1. Achieve the target reductions the CEO is asking for (most people stop right here).
2. Clarify the mid- to long-term strategy for competing successfully.
3. Conduct a thorough and unbiased analysis of the options.
4. Provide a comprehensive assessment of the near- and long-term implications of the cutting alternatives.
5. Preserve your credibility. Live to fight again another day.
If you're not thinking about all five points, you're likely suffering a very slow death by 1,000 cuts yourself.
Third, frame your cutting analysis on the basis of strategic dimensions of competitiveness, NOT on the basis of what's easiest to cut (e.g. travel and outside contractors), and for heaven's sake do NOT cut proportionately across the board (which strengthens the hidden weaknesses in your plan while weakening the strengths). Think about the relative value/importance of customer segments; product groups; channels; or even geographic regions. Consider the marginal returns of a dollar spent in each one. Cut ruthlessly from the bottom of the importance rankings.

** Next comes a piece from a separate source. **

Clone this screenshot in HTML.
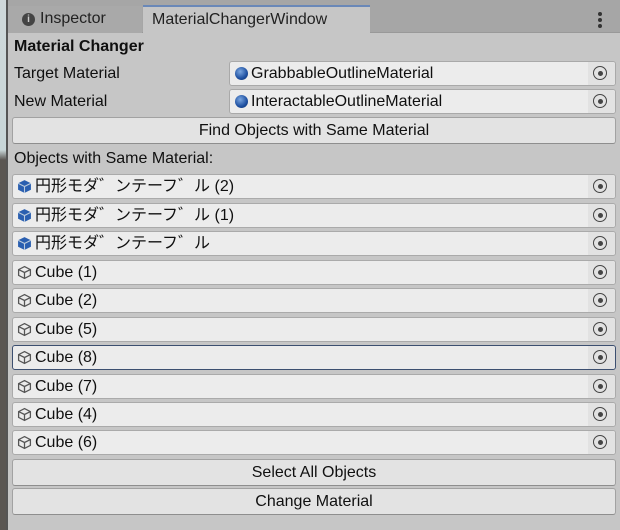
<!DOCTYPE html>
<html><head><meta charset="utf-8"><style>
*{box-sizing:border-box;margin:0;padding:0}
body{width:620px;height:530px;overflow:hidden;background:#c6c6c6;font-family:"Liberation Sans","Noto Sans CJK JP",sans-serif;font-size:15px;color:#101010;position:relative}
.abs{position:absolute}
.strip{left:0;top:0;width:6px;height:530px;background:linear-gradient(#cfd8da 0,#c8d6d8 150px,#5a5652 160px,#5a5652 100%)}
.vline{left:6px;top:0;width:2px;height:530px;background:#555}
.tabbar{left:8px;top:0;width:612px;height:33px;background:#a6a6a6;border-bottom:1px solid #999}
.tab1{left:8px;top:6px;width:134px;height:27px;background:#a9a9a9;font-size:16px;color:#222;padding:4px 0 0 32px}
.tab1 .i{position:absolute;left:14px;top:7px;width:13px;height:13px;border-radius:50%;background:#444;color:#ccc;font-size:10px;font-weight:bold;text-align:center;line-height:13px}
.tab2{left:143px;top:5px;width:227px;height:29px;background:#c6c6c6;border-top:2px solid #6a88b8;font-size:16px;padding:4px 0 0 9px;color:#222}
.dots{left:598px;top:12px;width:4px}
.dots i{display:block;width:4px;height:4px;border-radius:50%;background:#333;margin-bottom:2px}
.lbl{left:14px;font-size:16px}
.field{left:229px;width:387px;height:25px;background:#ececec;border:1px solid #a9a9a9;border-radius:3px;padding:0 0 0 21px;font-size:16px;line-height:23px}
.field .dot{position:absolute;left:5px;top:5px;width:13px;height:13px;border-radius:50%;background:radial-gradient(circle at 40% 35%,#7aa6e0,#1d4fa0 60%,#0e2f66)}
.pick{position:absolute;right:0;top:0;width:27px;height:23px;background:#e2e2e2;border-radius:0 3px 3px 0}
.pick::after{content:"";position:absolute;left:5px;top:4px;width:14px;height:14px;border:1.6px solid #444;border-radius:50%;box-sizing:border-box}
.pick::before{content:"";position:absolute;left:9.5px;top:8.5px;width:5px;height:5px;background:#444;border-radius:50%;z-index:1}
.btn{left:12px;width:604px;height:27px;background:#e3e3e3;border:1px solid #a2a2a2;border-bottom-color:#8e8e8e;border-radius:3px;text-align:center;line-height:25px;font-size:16px}
.row{left:12px;width:604px;height:25px;background:#ececec;border:1px solid #aaa;border-radius:3px;padding:0 0 0 22px;font-size:16px;line-height:23px}
.row.sel{border:1.5px solid #3c4f70}
.row svg{position:absolute;left:4px;top:4px}
</style></head><body>
<div class="abs strip"></div><div class="abs vline"></div>
<div class="abs tabbar"></div>
<div class="abs tab1"><span class="i">i</span>Inspector</div>
<div class="abs tab2">MaterialChangerWindow</div>
<div class="abs dots"><i></i><i></i><i></i></div>
<div class="abs lbl" style="top:38px;font-weight:bold">Material Changer</div>
<div class="abs lbl" style="top:65px">Target Material</div>
<div class="abs lbl" style="top:93px">New Material</div>
<div class="abs field" style="top:61px"><span class="dot"></span>GrabbableOutlineMaterial<span class="pick"></span></div>
<div class="abs field" style="top:89px"><span class="dot"></span>InteractableOutlineMaterial<span class="pick"></span></div>
<div class="abs btn" style="top:117px">Find Objects with Same Material</div>
<div class="abs lbl" style="top:150px">Objects with Same Material:</div>

<div class="abs row" style="top:174px"><svg width="15" height="15" viewBox="0 0 14 14"><path d="M7 1L13 4V10L7 13L1 10V4Z" fill="#2a5fb0"/><path d="M1 4L7 7L13 4M7 7V13" stroke="#bcd" stroke-width="1" fill="none"/></svg>円形モダ゛ンテーフ゛ル (2)<span class="pick"></span></div>
<div class="abs row" style="top:203px"><svg width="15" height="15" viewBox="0 0 14 14"><path d="M7 1L13 4V10L7 13L1 10V4Z" fill="#2a5fb0"/><path d="M1 4L7 7L13 4M7 7V13" stroke="#bcd" stroke-width="1" fill="none"/></svg>円形モダ゛ンテーフ゛ル (1)<span class="pick"></span></div>
<div class="abs row" style="top:231px"><svg width="15" height="15" viewBox="0 0 14 14"><path d="M7 1L13 4V10L7 13L1 10V4Z" fill="#2a5fb0"/><path d="M1 4L7 7L13 4M7 7V13" stroke="#bcd" stroke-width="1" fill="none"/></svg>円形モダ゛ンテーフ゛ル<span class="pick"></span></div>
<div class="abs row" style="top:260px"><svg width="15" height="15" viewBox="0 0 14 14"><path d="M7 1.5L12.5 4.3V9.7L7 12.5L1.5 9.7V4.3ZM1.5 4.3L7 7L12.5 4.3M7 7V12.5" stroke="#555" stroke-width="1.2" fill="none"/></svg>Cube (1)<span class="pick"></span></div>
<div class="abs row" style="top:288px"><svg width="15" height="15" viewBox="0 0 14 14"><path d="M7 1.5L12.5 4.3V9.7L7 12.5L1.5 9.7V4.3ZM1.5 4.3L7 7L12.5 4.3M7 7V12.5" stroke="#555" stroke-width="1.2" fill="none"/></svg>Cube (2)<span class="pick"></span></div>
<div class="abs row" style="top:317px"><svg width="15" height="15" viewBox="0 0 14 14"><path d="M7 1.5L12.5 4.3V9.7L7 12.5L1.5 9.7V4.3ZM1.5 4.3L7 7L12.5 4.3M7 7V12.5" stroke="#555" stroke-width="1.2" fill="none"/></svg>Cube (5)<span class="pick"></span></div>
<div class="abs row sel" style="top:345px"><svg width="15" height="15" viewBox="0 0 14 14"><path d="M7 1.5L12.5 4.3V9.7L7 12.5L1.5 9.7V4.3ZM1.5 4.3L7 7L12.5 4.3M7 7V12.5" stroke="#555" stroke-width="1.2" fill="none"/></svg>Cube (8)<span class="pick"></span></div>
<div class="abs row" style="top:374px"><svg width="15" height="15" viewBox="0 0 14 14"><path d="M7 1.5L12.5 4.3V9.7L7 12.5L1.5 9.7V4.3ZM1.5 4.3L7 7L12.5 4.3M7 7V12.5" stroke="#555" stroke-width="1.2" fill="none"/></svg>Cube (7)<span class="pick"></span></div>
<div class="abs row" style="top:402px"><svg width="15" height="15" viewBox="0 0 14 14"><path d="M7 1.5L12.5 4.3V9.7L7 12.5L1.5 9.7V4.3ZM1.5 4.3L7 7L12.5 4.3M7 7V12.5" stroke="#555" stroke-width="1.2" fill="none"/></svg>Cube (4)<span class="pick"></span></div>
<div class="abs row" style="top:430px"><svg width="15" height="15" viewBox="0 0 14 14"><path d="M7 1.5L12.5 4.3V9.7L7 12.5L1.5 9.7V4.3ZM1.5 4.3L7 7L12.5 4.3M7 7V12.5" stroke="#555" stroke-width="1.2" fill="none"/></svg>Cube (6)<span class="pick"></span></div>

<div class="abs btn" style="top:459px">Select All Objects</div>
<div class="abs btn" style="top:488px">Change Material</div>
</body></html>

Fourth, engage people in finance, sales, or SBUs in your thought process. You have nothing to gain by being an island now.
Fifth, get comfortable with making educated guesses on expected impacts. You're beyond the point where data-driven analysis is likely to help. Think about using monte carlo simulation and other probabilistic assessment methods to make intelligent guesses now (and loop back to "fourth" above).
Finally, present your findings with passion, but not bias. The time for "I believe..." is past. The mantra of the moment is "Having run many options by the good people in finance and sales, we all feel that the smartest course of action is..."
And by the way, NOW is exactly the time to begin building that measurement capability you really wish you had over the past few months.